Pleasing none of the people: Hammond delivers biggest budget in a generation
As Chancellor Philip Hammond delivered one of the most anticipated budgets in recent memory, he will have done well to remember the adage: you can’t please all of the people all of the time.
With a Brexit divorce bill growing by the day, an increasing deficit and a public jaded by austerity, Hammond faces the daunting prospect of being Britain’s most unpopular person come Wednesday noon.
Austerity
When allies begin to err, it is usually a sign of trouble. Tory MP and close ally of former-PM David Cameron, Nick Bowles hit the headlines recently when he called for the government to halt austerity, writing that the Tories would boost their fortunes if they “stop trying to cut [the deficit] any further.” Bowles’ statement suggested a sea change; after seven years of austerity the government is facing dissention in its own ranks.
A more customary source of anti-austerity sentiment has been the People’s Assembly Against Austerity, a pressure group formed to tackle government cuts. The national director of the organization, Sam Fairbairn, told RT that despite Bowles’ statement: “It’s inconceivable that this Government will break with austerity.” The only way the government would “slightly ease off spending” cuts was, according to Fairbairn, because they are “under huge public pressure and are incredibly weak.” Almost 13 million people voted for the Labour Party’s anti-austerity platform in June. Shadow Chancellor John McDonnell hailed the result as a sign that the public are wearying of austerity and clamoring for an alternative.
The budget has come at an awkward time for Hammond. On Tuesday it was announced that the UK deficit jumped to £8bn in October, up from £7.56bn in the same month last year.
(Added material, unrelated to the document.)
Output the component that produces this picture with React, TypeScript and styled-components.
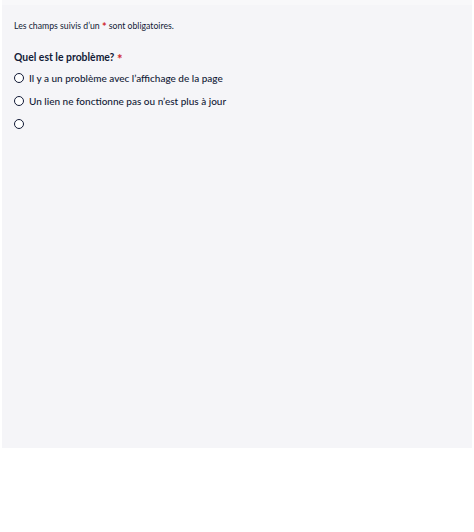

A shock to the chancellor who aims to eliminate the deficit altogether by 2025.
Professor of economics at Leeds University, David Spencer, warned that if the government adheres to “deficit reduction” those “most dependent on publicly-funded services and welfare benefits, namely the working poor and the unemployed” will be the most affected.”
“The false narrative that sees austerity as the only route to growth should be abandoned. It should be replaced with a different policy approach that gives priority to the increase in investment and the building of an economy that delivers for the majority, not just the few,” Spencer told RT, adding “The rule of regressive ideology over sound economics will then block the necessary and long overdue reform of austerity policies.”
Dr. Lisa Mckenzie, sociology fellow at the London School of Economics, believes that any break with austerity announced by Hammond would only be “significant symbolically,” adding that “the UK has serious problems that won’t be fixed in one budget.” Chief among those is, according to Mckenzie, the UK’s perpetual housing crisis.
Housing
Calls for the UK to build more housing has been ever-present in British politics since the Blair government. Proceeding prime ministers have all pledged to build more and then failed to do so; Cameron’s 2014 flagship program to build 200,000 homes for first-time buyers is yet to yield a single construction, according to reporting by The Independent.
Echoing Bowles’ sentiment, Secretary of State for Communities and Local Government Sajid Javid called for Hammond to borrow funds in order to build 300,000 additional homes in England annually, a break with austerity and the faith of deficit reduction. Javid wants an increase “in all types of homes,” including council housing and build-to-rent properties, a policy which would exacerbate the crisis, according to Dr. Mckenzie.
The LSE academic, whose work focuses on the urban working classes, is calling for the budget to ditch all pledges of construction on all housing other than council properties, a policy which, for her, would ease the “housing crisis” that has tens of thousands of families moving out of job-rich areas like London in search of government accommodation.
Brexit
While the government expenditure on housing has a degree of cross party support, parliament is afflicted with deep divisions over Brexit, and the financial uncertainty leaving the EU brings.
Malcolm Sawyer, emeritus professor of economics at the University of Leeds, warned that “The Brexit negotiations rack up the levels of uncertainty, and make forecasting of the economy of the next few years particularly problematic.
“What the budget must not do is to propose expenditure cuts or tax rises in anticipation of a coming EU ‘divorce bill’ and economic slowdown. Such expenditure cuts would only make the situation worse by piling on deflation on to a weakening economy,” the professor told RT.
In order to counteract the potential economic turmoil caused by Brexit, Sawyer argues that Hammond should be ready to “stimulate the economy if a slowdown comes, and to run a budget deficit and to borrow as needed to underpin the level of economic activity.”
Hammond finds himself stuck between a public crying out for austerity relief, rumblings of a Tory rebellion, and an increasingly popular opposition. Policies of public spending that would be an easy win for the chancellor are undermined by years of economic doctrine and the looming financial uncertainty of Brexit. Piecemeal appeasement to one faction or the other will leave Hammond condemned to not please any of the people any of the time.